For the data that follows, report how many lines contain the word "Tailwind", and nothing else.
┌────────
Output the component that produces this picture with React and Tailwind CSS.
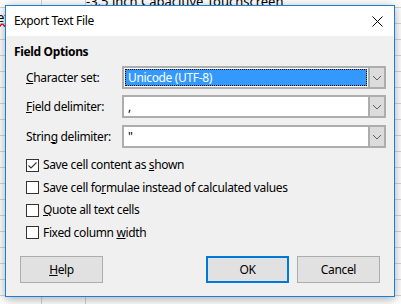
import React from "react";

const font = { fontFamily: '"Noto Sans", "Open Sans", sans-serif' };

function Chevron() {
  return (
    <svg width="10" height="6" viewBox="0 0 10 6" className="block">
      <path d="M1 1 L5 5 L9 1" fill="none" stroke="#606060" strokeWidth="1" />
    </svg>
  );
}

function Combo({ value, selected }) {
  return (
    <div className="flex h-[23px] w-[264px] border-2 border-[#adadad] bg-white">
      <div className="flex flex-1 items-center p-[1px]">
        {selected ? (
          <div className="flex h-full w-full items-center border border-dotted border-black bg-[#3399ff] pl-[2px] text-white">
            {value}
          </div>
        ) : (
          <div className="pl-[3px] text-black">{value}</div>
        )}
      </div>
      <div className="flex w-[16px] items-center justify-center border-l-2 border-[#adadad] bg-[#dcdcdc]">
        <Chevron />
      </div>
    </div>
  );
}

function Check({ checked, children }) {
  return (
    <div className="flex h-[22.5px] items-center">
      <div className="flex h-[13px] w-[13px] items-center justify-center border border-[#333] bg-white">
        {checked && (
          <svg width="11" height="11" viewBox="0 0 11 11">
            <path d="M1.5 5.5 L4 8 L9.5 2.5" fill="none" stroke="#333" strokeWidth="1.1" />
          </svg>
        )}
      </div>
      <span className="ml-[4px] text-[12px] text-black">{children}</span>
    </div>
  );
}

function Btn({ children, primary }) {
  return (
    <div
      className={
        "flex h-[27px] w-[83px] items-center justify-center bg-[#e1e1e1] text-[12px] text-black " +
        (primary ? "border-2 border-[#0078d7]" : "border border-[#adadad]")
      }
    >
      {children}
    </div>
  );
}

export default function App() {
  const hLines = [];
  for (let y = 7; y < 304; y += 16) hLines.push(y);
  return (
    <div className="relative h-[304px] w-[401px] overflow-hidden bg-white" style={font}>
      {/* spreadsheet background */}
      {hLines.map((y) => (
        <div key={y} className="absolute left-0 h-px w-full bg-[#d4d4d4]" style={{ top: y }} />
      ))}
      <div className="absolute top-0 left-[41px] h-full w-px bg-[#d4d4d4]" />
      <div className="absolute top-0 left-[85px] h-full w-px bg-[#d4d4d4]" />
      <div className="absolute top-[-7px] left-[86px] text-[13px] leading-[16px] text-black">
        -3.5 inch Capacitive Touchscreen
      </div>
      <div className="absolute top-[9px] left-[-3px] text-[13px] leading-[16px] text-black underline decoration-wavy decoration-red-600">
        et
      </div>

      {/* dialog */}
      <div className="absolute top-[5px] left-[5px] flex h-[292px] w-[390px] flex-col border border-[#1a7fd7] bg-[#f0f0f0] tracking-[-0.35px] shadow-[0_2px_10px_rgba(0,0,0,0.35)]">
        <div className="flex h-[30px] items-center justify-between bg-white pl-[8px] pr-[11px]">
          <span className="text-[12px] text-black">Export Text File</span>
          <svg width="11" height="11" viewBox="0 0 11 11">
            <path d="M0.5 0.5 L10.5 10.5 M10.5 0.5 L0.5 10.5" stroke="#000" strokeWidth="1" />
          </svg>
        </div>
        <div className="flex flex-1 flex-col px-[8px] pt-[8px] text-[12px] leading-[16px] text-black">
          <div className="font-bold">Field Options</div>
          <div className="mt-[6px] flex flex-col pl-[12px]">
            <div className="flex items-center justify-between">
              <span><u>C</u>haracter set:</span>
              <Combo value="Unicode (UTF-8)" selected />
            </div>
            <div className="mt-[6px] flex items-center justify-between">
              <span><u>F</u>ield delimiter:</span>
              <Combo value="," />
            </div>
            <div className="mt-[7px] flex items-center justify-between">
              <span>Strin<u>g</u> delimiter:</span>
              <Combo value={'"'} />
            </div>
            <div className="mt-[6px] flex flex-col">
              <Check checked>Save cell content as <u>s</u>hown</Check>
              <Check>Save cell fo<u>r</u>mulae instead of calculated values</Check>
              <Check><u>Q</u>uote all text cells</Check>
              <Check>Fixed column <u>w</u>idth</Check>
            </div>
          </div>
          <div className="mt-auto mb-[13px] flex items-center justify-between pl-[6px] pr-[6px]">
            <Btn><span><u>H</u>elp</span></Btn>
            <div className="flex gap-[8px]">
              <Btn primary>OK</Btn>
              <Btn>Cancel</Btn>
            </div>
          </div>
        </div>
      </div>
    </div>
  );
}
└────────
┌────────
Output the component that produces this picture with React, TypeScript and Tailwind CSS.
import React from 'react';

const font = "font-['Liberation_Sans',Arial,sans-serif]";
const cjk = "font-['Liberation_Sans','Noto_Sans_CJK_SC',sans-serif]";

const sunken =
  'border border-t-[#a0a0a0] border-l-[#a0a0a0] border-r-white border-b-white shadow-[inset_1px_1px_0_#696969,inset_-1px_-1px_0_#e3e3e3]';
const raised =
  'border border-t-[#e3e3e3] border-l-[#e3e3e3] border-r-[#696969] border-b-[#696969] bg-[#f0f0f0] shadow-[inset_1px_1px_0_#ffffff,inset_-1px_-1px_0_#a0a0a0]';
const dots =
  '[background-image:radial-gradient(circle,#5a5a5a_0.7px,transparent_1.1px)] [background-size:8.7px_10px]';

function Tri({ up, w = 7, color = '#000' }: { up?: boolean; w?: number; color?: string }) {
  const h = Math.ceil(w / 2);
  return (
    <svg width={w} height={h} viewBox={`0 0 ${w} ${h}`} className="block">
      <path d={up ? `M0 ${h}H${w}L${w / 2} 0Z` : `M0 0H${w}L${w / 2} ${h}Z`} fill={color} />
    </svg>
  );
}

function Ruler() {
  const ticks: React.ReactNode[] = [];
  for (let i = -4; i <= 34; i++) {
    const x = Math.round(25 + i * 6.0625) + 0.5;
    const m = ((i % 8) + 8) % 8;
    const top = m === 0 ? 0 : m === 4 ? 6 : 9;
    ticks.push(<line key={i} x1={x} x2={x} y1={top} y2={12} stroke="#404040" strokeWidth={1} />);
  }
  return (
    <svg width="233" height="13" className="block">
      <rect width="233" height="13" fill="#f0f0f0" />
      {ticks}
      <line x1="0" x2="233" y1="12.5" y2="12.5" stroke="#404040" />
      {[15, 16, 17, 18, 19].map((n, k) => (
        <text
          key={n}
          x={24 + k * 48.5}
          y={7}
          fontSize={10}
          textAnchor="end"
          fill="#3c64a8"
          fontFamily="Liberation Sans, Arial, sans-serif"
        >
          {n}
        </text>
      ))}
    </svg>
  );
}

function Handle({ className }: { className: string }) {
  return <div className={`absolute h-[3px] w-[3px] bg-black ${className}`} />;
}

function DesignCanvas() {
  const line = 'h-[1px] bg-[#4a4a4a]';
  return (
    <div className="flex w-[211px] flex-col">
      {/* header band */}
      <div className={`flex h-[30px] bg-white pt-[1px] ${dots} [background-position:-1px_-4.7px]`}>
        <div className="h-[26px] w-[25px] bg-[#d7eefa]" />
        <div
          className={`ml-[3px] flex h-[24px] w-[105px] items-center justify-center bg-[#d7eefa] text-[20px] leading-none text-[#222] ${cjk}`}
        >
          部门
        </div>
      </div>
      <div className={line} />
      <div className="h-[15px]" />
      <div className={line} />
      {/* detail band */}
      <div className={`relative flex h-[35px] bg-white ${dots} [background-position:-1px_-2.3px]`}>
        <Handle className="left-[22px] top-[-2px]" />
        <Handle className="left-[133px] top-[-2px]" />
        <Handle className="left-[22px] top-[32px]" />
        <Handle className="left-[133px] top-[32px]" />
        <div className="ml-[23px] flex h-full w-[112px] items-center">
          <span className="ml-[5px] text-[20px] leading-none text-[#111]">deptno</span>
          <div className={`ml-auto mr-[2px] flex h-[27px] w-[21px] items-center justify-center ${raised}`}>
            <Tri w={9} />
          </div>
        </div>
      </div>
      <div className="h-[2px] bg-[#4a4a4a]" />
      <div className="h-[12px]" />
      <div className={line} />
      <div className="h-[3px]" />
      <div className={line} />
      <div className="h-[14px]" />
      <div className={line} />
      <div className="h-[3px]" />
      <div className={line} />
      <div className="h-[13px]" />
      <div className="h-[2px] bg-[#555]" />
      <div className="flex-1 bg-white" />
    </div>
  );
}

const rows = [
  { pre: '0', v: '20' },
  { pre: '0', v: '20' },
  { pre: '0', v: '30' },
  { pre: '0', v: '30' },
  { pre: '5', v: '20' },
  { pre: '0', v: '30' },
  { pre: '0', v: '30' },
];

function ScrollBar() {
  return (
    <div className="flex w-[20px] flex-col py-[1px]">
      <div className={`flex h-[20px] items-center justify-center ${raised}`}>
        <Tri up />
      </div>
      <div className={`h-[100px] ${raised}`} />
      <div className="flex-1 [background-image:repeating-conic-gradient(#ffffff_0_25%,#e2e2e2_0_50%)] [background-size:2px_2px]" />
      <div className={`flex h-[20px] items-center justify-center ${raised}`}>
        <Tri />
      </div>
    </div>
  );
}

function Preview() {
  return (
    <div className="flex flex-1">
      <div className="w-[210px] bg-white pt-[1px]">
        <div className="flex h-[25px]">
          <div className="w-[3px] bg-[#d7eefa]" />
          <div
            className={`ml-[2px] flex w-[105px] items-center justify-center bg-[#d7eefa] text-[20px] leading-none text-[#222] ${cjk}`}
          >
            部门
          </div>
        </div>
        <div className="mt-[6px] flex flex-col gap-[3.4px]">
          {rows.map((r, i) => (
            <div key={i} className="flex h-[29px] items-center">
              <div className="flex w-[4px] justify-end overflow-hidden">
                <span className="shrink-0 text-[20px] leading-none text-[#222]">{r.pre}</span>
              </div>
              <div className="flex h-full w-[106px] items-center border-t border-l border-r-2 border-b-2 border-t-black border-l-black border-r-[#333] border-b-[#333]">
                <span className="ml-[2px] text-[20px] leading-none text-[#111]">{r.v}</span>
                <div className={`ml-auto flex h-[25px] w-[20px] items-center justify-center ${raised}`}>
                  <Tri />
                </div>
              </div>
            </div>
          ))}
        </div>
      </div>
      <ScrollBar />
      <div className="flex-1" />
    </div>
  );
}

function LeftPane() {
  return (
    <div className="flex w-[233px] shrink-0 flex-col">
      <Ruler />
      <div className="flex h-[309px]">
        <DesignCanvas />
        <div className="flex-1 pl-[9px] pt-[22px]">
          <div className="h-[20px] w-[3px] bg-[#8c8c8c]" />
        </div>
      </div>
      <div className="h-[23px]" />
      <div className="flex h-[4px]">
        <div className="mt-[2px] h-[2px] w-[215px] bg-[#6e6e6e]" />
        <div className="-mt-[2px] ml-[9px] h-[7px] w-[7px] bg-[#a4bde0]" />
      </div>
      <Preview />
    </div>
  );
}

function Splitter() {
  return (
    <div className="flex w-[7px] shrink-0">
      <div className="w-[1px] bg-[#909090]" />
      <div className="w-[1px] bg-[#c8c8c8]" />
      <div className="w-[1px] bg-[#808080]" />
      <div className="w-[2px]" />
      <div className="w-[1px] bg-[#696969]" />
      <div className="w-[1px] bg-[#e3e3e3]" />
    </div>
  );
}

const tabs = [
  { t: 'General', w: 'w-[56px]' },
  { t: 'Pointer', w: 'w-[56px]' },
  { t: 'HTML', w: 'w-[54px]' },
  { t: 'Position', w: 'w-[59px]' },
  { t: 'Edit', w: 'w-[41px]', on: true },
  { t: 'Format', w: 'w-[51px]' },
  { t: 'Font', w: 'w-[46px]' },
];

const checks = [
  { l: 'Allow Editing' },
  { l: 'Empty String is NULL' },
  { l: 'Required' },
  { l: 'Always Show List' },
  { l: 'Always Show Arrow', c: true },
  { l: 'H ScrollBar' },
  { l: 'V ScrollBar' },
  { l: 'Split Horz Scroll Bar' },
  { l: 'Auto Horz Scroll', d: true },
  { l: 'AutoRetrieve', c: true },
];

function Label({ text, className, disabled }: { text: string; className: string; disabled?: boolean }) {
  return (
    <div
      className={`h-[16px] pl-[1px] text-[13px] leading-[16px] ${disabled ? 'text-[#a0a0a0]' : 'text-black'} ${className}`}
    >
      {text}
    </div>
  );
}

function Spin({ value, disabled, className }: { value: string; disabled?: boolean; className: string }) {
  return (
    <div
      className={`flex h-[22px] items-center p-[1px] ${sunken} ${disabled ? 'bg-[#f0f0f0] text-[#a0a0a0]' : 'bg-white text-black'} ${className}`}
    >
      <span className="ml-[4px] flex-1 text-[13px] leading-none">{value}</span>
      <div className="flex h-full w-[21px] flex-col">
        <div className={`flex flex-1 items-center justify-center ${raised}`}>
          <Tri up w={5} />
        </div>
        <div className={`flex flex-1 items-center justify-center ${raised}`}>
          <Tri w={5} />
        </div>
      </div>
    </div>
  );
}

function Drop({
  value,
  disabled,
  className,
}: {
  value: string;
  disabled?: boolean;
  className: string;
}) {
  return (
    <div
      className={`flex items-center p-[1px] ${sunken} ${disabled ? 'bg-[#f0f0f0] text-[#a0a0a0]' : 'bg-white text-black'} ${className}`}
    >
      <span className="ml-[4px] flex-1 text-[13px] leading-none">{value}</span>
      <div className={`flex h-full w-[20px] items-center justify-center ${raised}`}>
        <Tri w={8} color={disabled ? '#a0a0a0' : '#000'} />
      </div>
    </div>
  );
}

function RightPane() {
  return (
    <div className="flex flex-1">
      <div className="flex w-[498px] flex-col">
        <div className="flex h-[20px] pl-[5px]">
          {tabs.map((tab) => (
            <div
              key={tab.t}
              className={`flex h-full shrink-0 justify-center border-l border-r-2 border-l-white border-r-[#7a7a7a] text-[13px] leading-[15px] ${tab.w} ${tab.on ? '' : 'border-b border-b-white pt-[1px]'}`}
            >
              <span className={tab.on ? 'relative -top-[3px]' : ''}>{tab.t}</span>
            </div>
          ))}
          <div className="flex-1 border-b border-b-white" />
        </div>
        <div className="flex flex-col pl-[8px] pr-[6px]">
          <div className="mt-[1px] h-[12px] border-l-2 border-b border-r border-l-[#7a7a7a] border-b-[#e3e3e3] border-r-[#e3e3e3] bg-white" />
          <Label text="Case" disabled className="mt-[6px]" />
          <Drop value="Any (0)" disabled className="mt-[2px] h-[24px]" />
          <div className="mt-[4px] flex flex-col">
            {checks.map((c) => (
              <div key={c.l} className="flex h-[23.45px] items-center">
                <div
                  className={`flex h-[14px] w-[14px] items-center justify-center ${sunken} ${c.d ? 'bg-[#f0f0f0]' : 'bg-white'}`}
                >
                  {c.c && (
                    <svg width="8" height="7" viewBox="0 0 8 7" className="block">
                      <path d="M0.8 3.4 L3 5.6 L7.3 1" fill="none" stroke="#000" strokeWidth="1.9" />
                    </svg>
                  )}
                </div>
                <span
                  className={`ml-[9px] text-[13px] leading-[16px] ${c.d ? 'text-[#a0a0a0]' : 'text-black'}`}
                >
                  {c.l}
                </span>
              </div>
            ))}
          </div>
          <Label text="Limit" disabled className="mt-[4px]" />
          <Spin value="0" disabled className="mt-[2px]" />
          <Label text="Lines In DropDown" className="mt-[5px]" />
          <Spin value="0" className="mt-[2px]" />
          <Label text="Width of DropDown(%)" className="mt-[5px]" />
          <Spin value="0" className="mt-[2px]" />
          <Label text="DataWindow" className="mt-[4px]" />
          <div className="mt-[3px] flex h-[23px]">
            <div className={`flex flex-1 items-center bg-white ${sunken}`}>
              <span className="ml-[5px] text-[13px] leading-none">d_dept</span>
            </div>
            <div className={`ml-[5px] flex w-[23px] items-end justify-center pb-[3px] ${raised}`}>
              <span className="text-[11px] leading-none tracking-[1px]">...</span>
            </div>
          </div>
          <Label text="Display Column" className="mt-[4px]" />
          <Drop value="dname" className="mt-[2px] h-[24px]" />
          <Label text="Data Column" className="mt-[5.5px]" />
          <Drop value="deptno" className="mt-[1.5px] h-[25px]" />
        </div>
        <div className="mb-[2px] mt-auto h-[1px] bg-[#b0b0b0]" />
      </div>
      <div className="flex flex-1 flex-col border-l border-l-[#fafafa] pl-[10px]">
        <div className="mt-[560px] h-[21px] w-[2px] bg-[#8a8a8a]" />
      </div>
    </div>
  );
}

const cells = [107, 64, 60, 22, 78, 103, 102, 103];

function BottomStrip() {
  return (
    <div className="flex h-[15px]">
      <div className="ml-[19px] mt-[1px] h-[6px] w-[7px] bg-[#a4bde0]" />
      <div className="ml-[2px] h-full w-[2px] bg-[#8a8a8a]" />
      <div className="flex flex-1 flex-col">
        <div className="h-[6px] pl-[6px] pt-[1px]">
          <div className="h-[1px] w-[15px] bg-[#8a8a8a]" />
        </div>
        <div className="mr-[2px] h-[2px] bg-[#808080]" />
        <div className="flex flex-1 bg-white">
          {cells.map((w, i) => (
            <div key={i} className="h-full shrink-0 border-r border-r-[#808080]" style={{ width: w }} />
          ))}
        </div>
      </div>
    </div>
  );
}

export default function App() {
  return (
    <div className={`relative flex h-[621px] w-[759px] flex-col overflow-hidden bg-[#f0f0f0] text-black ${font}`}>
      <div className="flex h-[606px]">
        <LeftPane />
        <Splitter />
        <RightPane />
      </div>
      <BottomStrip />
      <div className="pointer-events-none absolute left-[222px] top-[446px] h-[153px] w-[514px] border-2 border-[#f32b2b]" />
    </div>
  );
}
└────────
▶ _Solution to this exercise_: 2